Socialism always works and communism is the final objective, namely a stateless society, without socioeconomic classes or the need for money. That is inevitable with advanced automation technology. Without socialism bailing out capitalism on a regular basis, capitalism would've become extinct a long time ago.
 
But we don't decide who runs for office so we really don't decide who runs things...
Many states do in fact have open primaries, that plus the fact that we can write in any name that's not on the ballot --fwiw, I have SEEN personally a write-in win an election.
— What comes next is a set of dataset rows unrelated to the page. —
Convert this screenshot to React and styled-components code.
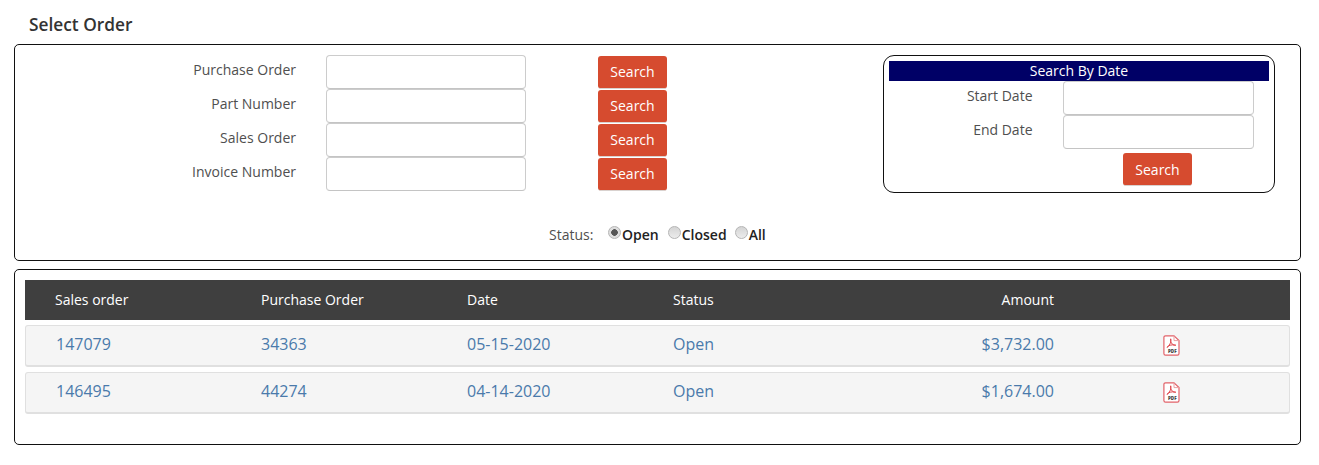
import React from "react";
import styled, { createGlobalStyle } from "styled-components";

const Global = createGlobalStyle`
  html, body { margin: 0; padding: 0; background: #fff; }
  body { font-family: "Open Sans", "Liberation Sans", sans-serif; color: #444; }
  * { box-sizing: border-box; }
`;

const Page = styled.div`
  width: 1319px;
  height: 465px;
  padding: 14px 18px 0 14px;
  overflow: hidden;
`;
const Title = styled.h1`
  margin: 0 0 9px 15px;
  height: 21px;
  font-size: 17.3px;
  line-height: 21px;
  font-weight: 600;
  color: #333;
`;
const Panel = styled.section`
  border: 1px solid #111;
  border-radius: 5px;
  height: ${(p) => p.$h}px;
  margin-bottom: 8px;
`;
const SearchPanel = styled(Panel)`
  padding-top: 10px;
  display: flex;
  flex-direction: column;
`;
const TopArea = styled.div`
  display: flex;
  align-items: flex-start;
  height: 163px;
`;
const FieldGrid = styled.div`
  display: grid;
  grid-template-columns: 281px 230px 141px;
  width: 652px;
`;
const FieldRow = styled.div`
  display: contents;
`;
const Label = styled.label`
  font-size: 14px;
  line-height: 30px;
  height: 34px;
  text-align: right;
  color: #4f4f4f;
`;
const TextInput = styled.input`
  display: block;
  width: ${(p) => p.$w}px;
  height: 34px;
  border: 1px solid #ccc;
  border-bottom-color: #c4c4c4;
  border-radius: 4px;
  background: #fff;
  padding: 0 8px;
`;
const InputCell = styled.div`
  margin-left: ${(p) => p.$ml || 0}px;
  height: 34px;
`;
const Button = styled.button`
  width: 69px;
  height: 33px;
  margin-top: 1px;
  padding: ${(p) => (p.$low ? "1px 0 0" : "0")};
  border: 0;
  border-bottom: 1px solid #d9d2cf;
  border-radius: 3px;
  background: #d64b2f;
  color: #fff;
  font-family: inherit;
  font-size: 14px;
  line-height: 30px;
`;
const RowButton = styled(Button)`
  margin-left: 72px;
`;
const DateBox = styled.div`
  width: 392px;
  height: 138px;
  margin-left: 216px;
  border: 1px solid #111;
  border-radius: 11px;
  padding: 5px;
`;
const DateHeader = styled.div`
  height: 20px;
  background: #000066;
  color: #fff;
  font-size: 14px;
  line-height: 20px;
  text-align: center;
`;
const DateGrid = styled.div`
  display: grid;
  grid-template-columns: 143.5px 191px;
  column-gap: 30.5px;
`;
const DateButtonRow = styled.div`
  display: flex;
  justify-content: flex-start;
  padding: 3px 0 0 234px;
`;
const StatusRow = styled.div`
  display: flex;
  align-items: center;
  height: 24px;
  margin: 4px 0 0 534px;
  font-size: 14px;
`;
const StatusLabel = styled.span`
  width: 59px;
  color: #4f4f4f;
`;
const RadioLabel = styled.label`
  display: inline-flex;
  align-items: center;
  font-weight: 600;
  color: #222;
  margin-right: ${(p) => p.$mr}px;
`;
const Radio = styled.span`
  width: 13px;
  height: 13px;
  margin: -3px 1px 0 0;
  border-radius: 50%;
  border: 1px solid #b5b5b5;
  background: ${(p) =>
    p.$on
      ? "radial-gradient(circle, #555 0 3px, #dedede 3.6px)"
      : "linear-gradient(#d4d4d4, #ececec)"};
`;
const TablePanel = styled(Panel)`
  padding: 10px 10px 0 10px;
`;
const columns = `
  display: grid;
  grid-template-columns: 206px 206px 206px 206px 177px 1fr;
  align-items: center;
`;
const HeadRow = styled.div`
  ${columns}
  height: 40px;
  padding: 0 0 2px 30px;
  background: #3f3f3f;
  color: #fff;
  font-size: 14px;
  margin-bottom: 5px;
`;
const AmountHead = styled.div`
  text-align: right;
  margin-right: 2px;
`;
const DataRow = styled.div`
  ${columns}
  height: 42px;
  padding-left: 29px;
  margin-bottom: 5px;
  background: #f5f5f5;
  border: 1px solid #e0e0e0;
  border-bottom-width: 2px;
  border-radius: 3px;
  color: #4a7aab;
  font-size: 16px;
`;
const Cell = styled.div`
  margin-left: ${(p) => p.$ml || 0}px;
  margin-top: -4px;
`;
const NumCell = styled(Cell)`
  width: 45px;
  text-align: right;
`;
const AmountCell = styled(Cell)`
  text-align: right;
  margin-right: 2px;
`;
const IconCell = styled.div`
  padding-left: 107px;
  height: 21px;
  margin-top: -1px;
`;
const PdfLabel = styled.text`
  font-family: "Open Sans", sans-serif;
  font-size: 4.5px;
  font-weight: 800;
  fill: #444;
`;

const PdfIcon = () => (
  <svg width="17" height="21" viewBox="0 0 17 21" fill="none">
    <path d="M2.5 .8H11L16 5.600V18.600a1.600 1.600 0 0 1-1.600 1.600H2.500A1.600 1.600 0 0 1 .9 18.600V2.400A1.600 1.600 0 0 1 2.500.8Z" fill="#fff" stroke="#e2636a" strokeWidth="1.2" />
    <path d="M11 .8V5.600H16" stroke="#e9a0a3" strokeWidth="1" />
    <path d="M7.700 3.800c-.6 2 .2 3.700 1.700 5.400 1 .9 2.300 1.200 3.400 1-1.800-.6-4.600-.5-6.900.5-.9.4-1.700 1.100-1.900 1.700 1.400-.4 3-3 3.700-5.300.3-1.300.4-2.500 0-3.300Z" stroke="#e0454c" strokeWidth="1" />
    <PdfLabel x="5" y="18">PDF</PdfLabel>
  </svg>
);

const fields = ["Purchase Order", "Part Number", "Sales Order", "Invoice Number"];
const rows = [
  ["147079", "34363", "05-15-2020", "Open", "$3,732.00"],
  ["146495", "44274", "04-14-2020", "Open", "$1,674.00"],
];

export default function App() {
  return (
    <Page>
      <Global />
      <Title>Select Order</Title>
      <SearchPanel $h={217}>
        <TopArea>
          <FieldGrid>
            {fields.map((f) => (
              <FieldRow key={f}>
                <Label>{f}</Label>
                <InputCell $ml={30}>
                  <TextInput $w={200} />
                </InputCell>
                <RowButton>Search</RowButton>
              </FieldRow>
            ))}
          </FieldGrid>
          <DateBox>
            <DateHeader>Search By Date</DateHeader>
            <DateGrid>
              <Label>Start Date</Label>
              <TextInput $w={191} />
              <Label>End Date</Label>
              <TextInput $w={191} />
            </DateGrid>
            <DateButtonRow>
              <Button $low>Search</Button>
            </DateButtonRow>
          </DateBox>
        </TopArea>
        <StatusRow>
          <StatusLabel>Status:</StatusLabel>
          <RadioLabel $mr={9}><Radio $on />Open</RadioLabel>
          <RadioLabel $mr={8}><Radio />Closed</RadioLabel>
          <RadioLabel $mr={0}><Radio />All</RadioLabel>
        </StatusRow>
      </SearchPanel>
      <TablePanel $h={176}>
        <HeadRow>
          <div>Sales order</div>
          <div>Purchase Order</div>
          <div>Date</div>
          <div>Status</div>
          <AmountHead>Amount</AmountHead>
          <div />
        </HeadRow>
        {rows.map((r) => (
          <DataRow key={r[0]}>
            <Cell $ml={1}>{r[0]}</Cell>
            <NumCell>{r[1]}</NumCell>
            <Cell>{r[2]}</Cell>
            <Cell>{r[3]}</Cell>
            <AmountCell>{r[4]}</AmountCell>
            <IconCell><PdfIcon /></IconCell>
          </DataRow>
        ))}
      </TablePanel>
    </Page>
  );
}
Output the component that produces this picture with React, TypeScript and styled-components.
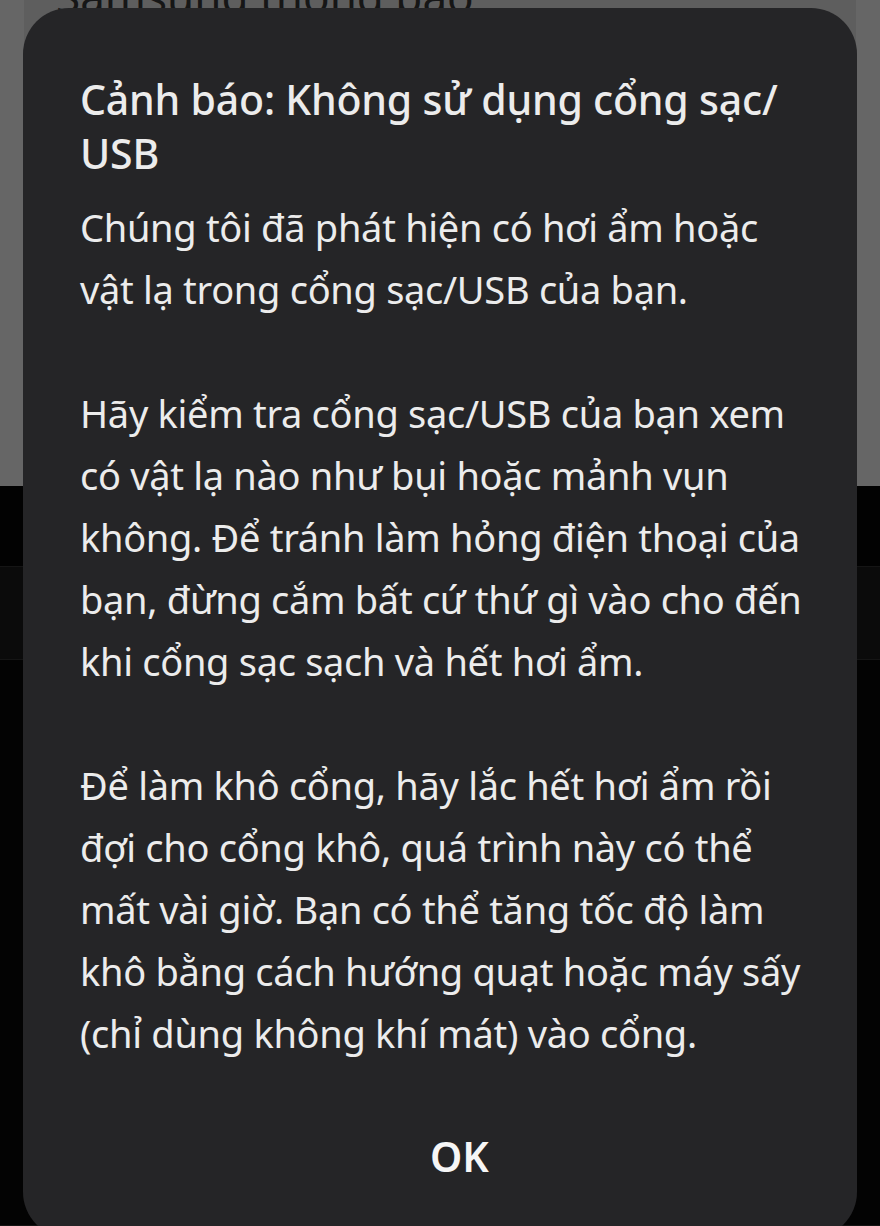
import React from 'react';
import styled, { createGlobalStyle } from 'styled-components';

const GlobalStyle = createGlobalStyle`
  html, body {
    margin: 0;
    padding: 0;
    background: #000;
  }
  body {
    font-family: 'Noto Sans', 'Open Sans', sans-serif;
  }
`;

const Screen = styled.div`
  position: relative;
  width: 880px;
  height: 1226px;
  overflow: hidden;
  background: #030303;
`;

const Backdrop = styled.div`
  display: flex;
  flex-direction: column;
  height: 100%;
`;

const Sheet = styled.div`
  height: 487px;
  background: #5e5e5e;
  border-left: 24px solid #666;
  border-right: 24px solid #666;
  overflow: hidden;
`;

const SheetTitle = styled.div`
  margin-top: -34px;
  padding-left: 32px;
  font-size: 44px;
  color: #161616;
  white-space: nowrap;
`;

const Band = styled.div<{ $tone: string; $h: number }>`
  height: ${(p) => p.$h}px;
  background: ${(p) => p.$tone};
  border-bottom: 1px solid #151515;
`;

const Dialog = styled.div`
  position: absolute;
  top: 8px;
  left: 23px;
  right: 23px;
  bottom: -12px;
  background: #252527;
  border-radius: 46px;
  padding: 64px 30px 0 57px;
  box-sizing: border-box;
  display: flex;
  flex-direction: column;
  color: #ececec;
`;

const Title = styled.h2`
  margin: 0 0 16px;
  font-size: 41px;
  line-height: 54px;
  font-weight: 500;
  letter-spacing: -0.2px;
`;

const Body = styled.div`
  display: flex;
  flex-direction: column;
  gap: 62px;
`;

const Para = styled.p`
  margin: 0;
  font-size: 38px;
  line-height: 62px;
  letter-spacing: -0.3px;
  white-space: nowrap;
`;

const Line = styled.span`
  display: block;
`;

const Actions = styled.div`
  display: flex;
  justify-content: center;
  margin-top: 67px;
`;

const OkButton = styled.button`
  background: none;
  border: none;
  padding: 0;
  color: #f6f6f6;
  font-family: inherit;
  font-size: 41px;
  font-weight: 600;
  line-height: 50px;
  margin-left: 12px;
`;

const paragraphs: string[][] = [
  ['Chúng tôi đã phát hiện có hơi ẩm hoặc', 'vật lạ trong cổng sạc/USB của bạn.'],
  [
    'Hãy kiểm tra cổng sạc/USB của bạn xem',
    'có vật lạ nào như bụi hoặc mảnh vụn',
    'không. Để tránh làm hỏng điện thoại của',
    'bạn, đừng cắm bất cứ thứ gì vào cho đến',
    'khi cổng sạc sạch và hết hơi ẩm.',
  ],
  [
    'Để làm khô cổng, hãy lắc hết hơi ẩm rồi',
    'đợi cho cổng khô, quá trình này có thể',
    'mất vài giờ. Bạn có thể tăng tốc độ làm',
    'khô bằng cách hướng quạt hoặc máy sấy',
    '(chỉ dùng không khí mát) vào cổng.',
  ],
];

export default function App() {
  return (
    <>
      <GlobalStyle />
      <Screen>
        <Backdrop>
          <Sheet>
            <SheetTitle>Samsung thông báo</SheetTitle>
          </Sheet>
          <Band $tone="#020202" $h={80} />
          <Band $tone="#0b0b0b" $h={93} />
          <Band $tone="#030303" $h={566} />
        </Backdrop>
        <Dialog>
          <Title>
            Cảnh báo: Không sử dụng cổng sạc/
            <br />
            USB
          </Title>
          <Body>
            {paragraphs.map((lines, i) => (
              <Para key={i}>
                {lines.map((l) => (
                  <Line key={l}>{l}</Line>
                ))}
              </Para>
            ))}
          </Body>
          <Actions>
            <OkButton>OK</OkButton>
          </Actions>
        </Dialog>
      </Screen>
    </>
  );
}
More often than not tho the favorites are on the ballot.
 
...It's linked to the English dictionary definition of capital:
1
a(1)
: a stock (see STOCK entry 1 sense 1a) of accumulated goods ..
.
huh, all I got was:

capital

noun

1. A chapter or section of a book.​
--and---
capital 1 of 3 adjective cap· i· tal ˈka-pə-tᵊl ˈkap-tᵊl 1 of a letter : of or conforming to the series A, B, C, etc. rather than a, b, c, etc​

--so we got to remember that there are LOTS of definitions. What's important is that you and I agree on a definition if we want to talk about it. If not, you can define it as say, "badbadbadbad" and prove it's well, bad.
 
I still can’t figure out why demofks think it’s bad to have money?